> MATERIALS PROVIDED:
▼▼▼

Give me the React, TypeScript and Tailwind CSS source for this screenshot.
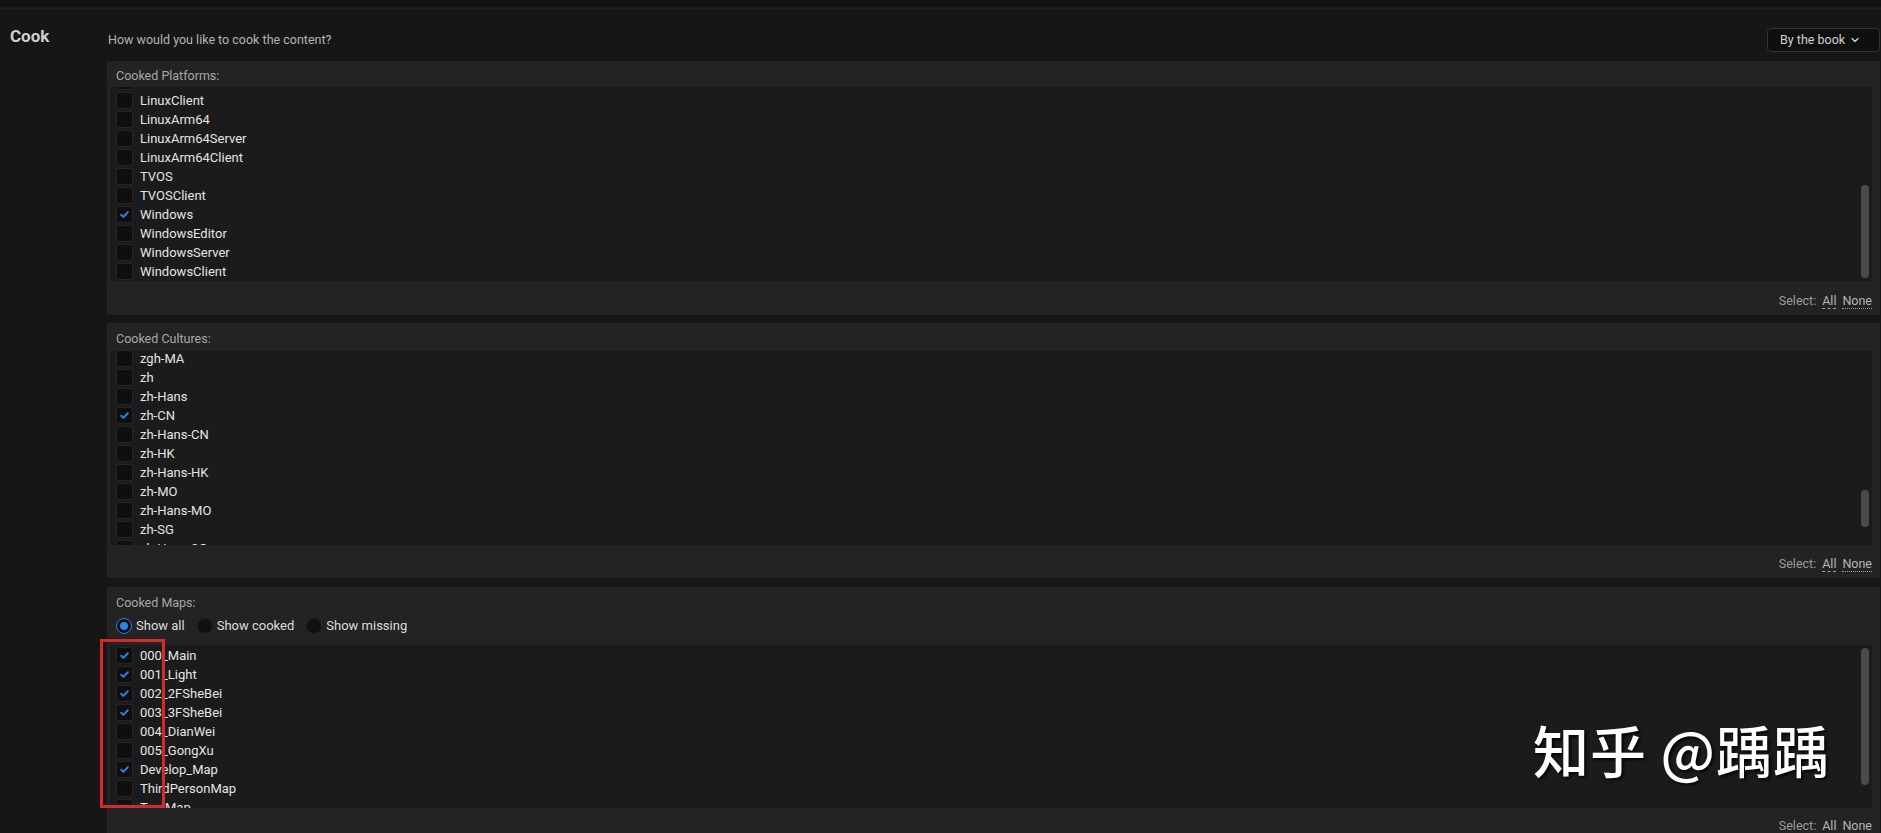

▲▲▲
▼▼▼

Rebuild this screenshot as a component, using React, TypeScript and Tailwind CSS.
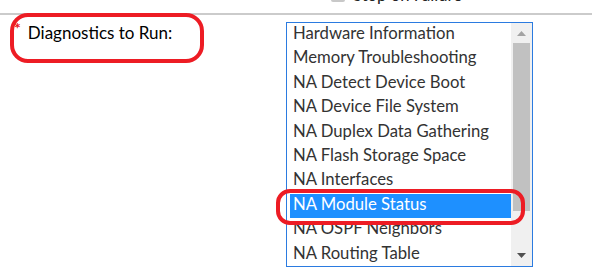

▲▲▲
▼▼▼

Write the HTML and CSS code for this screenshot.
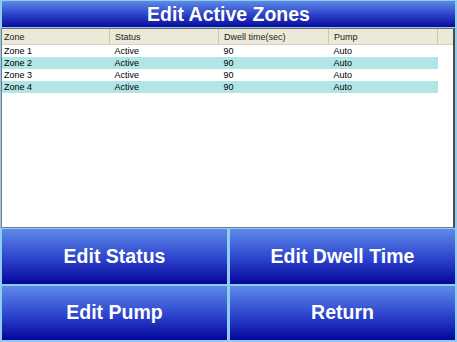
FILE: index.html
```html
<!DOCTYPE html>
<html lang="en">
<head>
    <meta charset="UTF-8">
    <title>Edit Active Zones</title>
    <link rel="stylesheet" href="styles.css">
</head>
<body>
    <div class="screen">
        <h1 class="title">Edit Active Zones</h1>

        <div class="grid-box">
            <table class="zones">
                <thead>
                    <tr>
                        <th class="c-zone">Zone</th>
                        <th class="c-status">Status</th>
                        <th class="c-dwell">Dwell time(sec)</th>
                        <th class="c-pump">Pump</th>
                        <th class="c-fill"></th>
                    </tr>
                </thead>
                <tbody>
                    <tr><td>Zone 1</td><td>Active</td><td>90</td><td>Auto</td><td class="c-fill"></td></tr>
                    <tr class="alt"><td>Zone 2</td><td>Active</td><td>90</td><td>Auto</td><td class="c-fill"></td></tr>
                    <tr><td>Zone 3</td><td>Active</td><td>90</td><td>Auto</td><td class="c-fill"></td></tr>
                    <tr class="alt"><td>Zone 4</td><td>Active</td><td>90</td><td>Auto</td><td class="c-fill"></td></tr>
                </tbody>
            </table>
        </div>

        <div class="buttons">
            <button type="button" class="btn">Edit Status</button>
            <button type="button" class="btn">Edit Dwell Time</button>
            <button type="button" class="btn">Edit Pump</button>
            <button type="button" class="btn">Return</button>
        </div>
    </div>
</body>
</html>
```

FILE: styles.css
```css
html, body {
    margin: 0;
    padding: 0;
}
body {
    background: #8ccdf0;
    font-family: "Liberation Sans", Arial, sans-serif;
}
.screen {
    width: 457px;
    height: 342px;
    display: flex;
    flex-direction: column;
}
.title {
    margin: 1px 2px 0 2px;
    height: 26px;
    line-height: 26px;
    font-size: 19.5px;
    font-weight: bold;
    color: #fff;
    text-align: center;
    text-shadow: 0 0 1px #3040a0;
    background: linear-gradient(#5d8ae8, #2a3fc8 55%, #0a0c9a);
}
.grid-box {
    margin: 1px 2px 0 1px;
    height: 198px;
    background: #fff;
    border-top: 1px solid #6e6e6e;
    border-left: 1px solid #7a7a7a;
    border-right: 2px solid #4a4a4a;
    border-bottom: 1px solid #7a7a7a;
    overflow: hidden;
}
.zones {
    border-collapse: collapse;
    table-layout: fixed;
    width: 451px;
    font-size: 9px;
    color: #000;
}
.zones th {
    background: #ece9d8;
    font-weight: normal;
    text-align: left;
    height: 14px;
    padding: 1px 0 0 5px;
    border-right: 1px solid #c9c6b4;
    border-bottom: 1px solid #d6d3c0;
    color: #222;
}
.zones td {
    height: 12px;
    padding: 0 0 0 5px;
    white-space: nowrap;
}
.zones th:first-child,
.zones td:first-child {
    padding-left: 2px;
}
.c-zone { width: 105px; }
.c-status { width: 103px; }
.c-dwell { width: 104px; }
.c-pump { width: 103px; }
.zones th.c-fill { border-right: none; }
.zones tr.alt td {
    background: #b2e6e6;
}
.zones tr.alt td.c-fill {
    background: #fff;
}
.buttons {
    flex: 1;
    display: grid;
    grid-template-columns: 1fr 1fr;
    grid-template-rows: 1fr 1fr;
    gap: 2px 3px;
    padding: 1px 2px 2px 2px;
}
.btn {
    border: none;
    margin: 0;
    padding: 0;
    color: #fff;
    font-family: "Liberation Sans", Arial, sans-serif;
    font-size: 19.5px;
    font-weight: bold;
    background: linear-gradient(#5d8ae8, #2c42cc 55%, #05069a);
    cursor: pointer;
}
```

▲▲▲

> WHAT TO PRODUCE: Filter for "this". Return all lines that hold it.

> TASK OUTPUT:
Give me the React, TypeScript and Tailwind CSS source for this screenshot.
Rebuild this screenshot as a component, using React, TypeScript and Tailwind CSS.
Write the HTML and CSS code for this screenshot.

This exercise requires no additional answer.